If you think that the #MeToo-esque outrage over the Christmas hit “Baby It’s Cold Outside” is ridiculous, then you’re in good company.
According to an interview with Fox News, Deana Martin, the daughter of Dean Martin and the man who made the song famous thinks the anger around it is completely unwarranted and a little out there.
Sitting down with the crew of Fox and Friends on Monday morning, Martin launched into a defense of the Christmas tune.
“There’s nothing bad about that song. And it just breaks my heart and I know my dad would be going insane right now … He would say, what’s the matter with you? You know, get over it. It’s just a fun song,” Martin said.
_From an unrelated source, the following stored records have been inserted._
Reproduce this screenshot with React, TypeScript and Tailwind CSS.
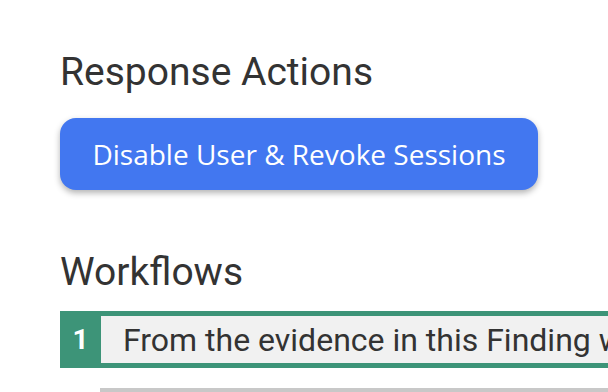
import React from "react";

export default function App() {
  return (
    <div className="w-[608px] h-[392px] overflow-hidden bg-white pl-[60px] pt-[48px]" style={{ fontFamily: "Roboto, sans-serif" }}>
      <h2 className="text-[39px] leading-[48px] text-[#333333] font-normal">Response Actions</h2>
      <button
        className="mt-[22px] w-[478px] h-[72px] rounded-[16px] bg-[#4277f0] text-white text-[28px] shadow-[0_3px_6px_rgba(0,0,0,0.3)] flex items-center justify-center"
        style={{ fontFamily: "'Open Sans', sans-serif" }}
      >
        Disable User &amp; Revoke Sessions
      </button>
      <h2 className="mt-[58px] text-[39px] leading-[48px] text-[#333333] font-normal">Workflows</h2>
      <div className="mt-[15px] flex h-[57px] w-[600px] bg-[#3d9478] py-[5px] pr-[5px]">
        <div className="w-[41px] flex items-center justify-center text-white text-[28px] font-bold">1</div>
        <div className="flex-1 min-w-0 bg-[#f1f1f1] flex items-center pl-[22px] text-[32px] text-[#333333] whitespace-nowrap overflow-hidden">
          From the evidence in this Finding we
        </div>
      </div>
      <div className="mt-[20px] ml-[40px] h-[40px] border-t-[5px] border-[#c8c8c8]"></div>
    </div>
  );
}
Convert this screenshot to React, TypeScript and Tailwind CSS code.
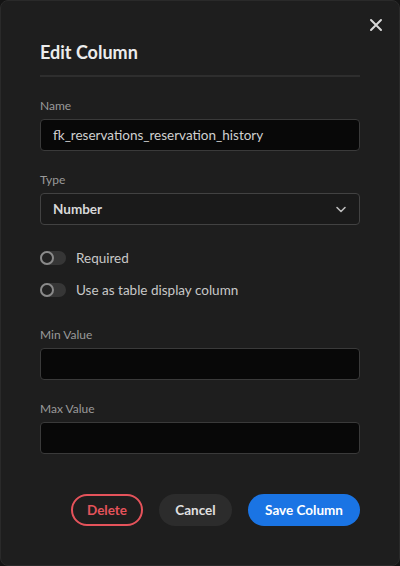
import React from 'react'

const font = { fontFamily: 'Lato, "Noto Sans", sans-serif' }

const Toggle = ({ label }: { label: string }) => (
  <div className="flex h-[20px] items-center gap-[10px]">
    <span className="relative h-[14px] w-[26px] rounded-full bg-[#363636]">
      <span className="absolute left-0 top-0 h-[14px] w-[14px] rounded-full border-2 border-[#8a8a8a] bg-[#222]" />
    </span>
    <span className="text-[13.5px] leading-[20px] text-[#c8c8c8]">{label}</span>
  </div>
)

const Label = ({ children }: { children: React.ReactNode }) => (
  <label className="block h-[16px] text-[12px] leading-[16px] text-[#9a9a9a]">{children}</label>
)

const Input = ({ value }: { value?: string }) => (
  <div className="mt-[5px] flex h-[32px] items-center rounded-[4px] border border-[#3a3a3a] bg-[#080808] px-[12px] text-[13.5px] text-[#d0d0d0]">
    {value}
  </div>
)

const App = () => {
  return (
    <div className="h-[566px] w-[400px] bg-[#141414]" style={font}>
      <div className="relative flex h-full flex-col rounded-[8px] border border-[#2a2a2a] bg-[#1e1e1e] px-[39px] pt-[39px]">
        <button className="absolute right-[16px] top-[17px] text-[#d8d8d8]">
          <svg width="14" height="14" viewBox="0 0 14 14" fill="none" stroke="currentColor" strokeWidth="2" strokeLinecap="round">
            <path d="M2 2L12 12M12 2L2 12" />
          </svg>
        </button>

        <h2 className="h-[24px] text-[18px] font-bold leading-[24px] text-[#ececec]">Edit Column</h2>
        <div className="mt-[11px] h-[2px] bg-[#2e2e2e]" />

        <div className="mt-[21px]">
          <Label>Name</Label>
          <Input value="fk_reservations_reservation_history" />
        </div>

        <div className="mt-[21px]">
          <Label>Type</Label>
          <div className="mt-[5px] flex h-[32px] items-center justify-between rounded-[4px] border border-[#424242] bg-[#1a1a1a] pl-[12px] pr-[11px]">
            <span className="text-[13.5px] font-bold text-[#d8d8d8]">Number</span>
            <svg width="14" height="14" viewBox="0 0 14 14" fill="none" stroke="#bdbdbd" strokeWidth="1.6" strokeLinecap="round" strokeLinejoin="round">
              <path d="M3 5.5L7 9.5l4-4" />
            </svg>
          </div>
        </div>

        <div className="mt-[23px] flex flex-col gap-[12px]">
          <Toggle label="Required" />
          <Toggle label="Use as table display column" />
        </div>

        <div className="mt-[27px]">
          <Label>Min Value</Label>
          <Input />
        </div>
        <div className="mt-[21px]">
          <Label>Max Value</Label>
          <Input />
        </div>

        <div className="mt-[40px] flex justify-end gap-[16px]">
          <button className="h-[32px] w-[72px] rounded-full border-2 border-[#e5535b] text-[13.5px] font-bold text-[#e5535b]">
            Delete
          </button>
          <button className="h-[32px] w-[73px] rounded-full bg-[#2c2c2c] text-[13.5px] font-bold text-[#e0e0e0]">
            Cancel
          </button>
          <button className="h-[32px] w-[112px] rounded-full bg-[#1a74e4] text-[13.5px] font-bold text-white">
            Save Column
          </button>
        </div>
      </div>
    </div>
  )
}

export default App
She addressed her reaction to the backlash the song received as well.
“I was absolutely flabbergasted,” Martin said. “It’s just insane. When I heard it and I said, this can’t possibly be. You know, it’s a sweet, flirty, fun, holiday song that, well, it’s been around for 50 years.”
According to the Daily Caller, Glenn Anderson of Cleveland’s WDOK ceased playing the song as he felt the times have highlighted how it’s “manipulative and wrong.”
“I do realize that when the song was written in 1944, it was a different time, but now, while reading it, it seems very manipulative and wrong,” Anderson said. “The world we live in is extra sensitive now, and people get easily offended, but in a world where #MeToo has finally given women the voice they deserve, the song has no place.”
Only it does. The new waves of feminism and the #MeToo overreaction have caused people to make monsters out of windmills. The song is exactly as Martin describes it, flirty but innocent. At no point was the man attempting to rape the woman in the song, only get her to stay with him a little bit longer with any excuse he could find.
A man flirting with a woman he likes and wanting to spend more time with her isn’t wrong, and I’m not sure why the feminists are trying to convince the populace that it is. The pursuit of women by men is as natural as the sky is blue, and women typically find a man who pursues her as gratifying. He’s earning his affection from her as it’s part of the proof that he values her.
This is something the feminists are trying to paint as evil?
They can keep their outrage. I say the Christmas classic needs to stay exactly where it is as one of the standards in Christmas music.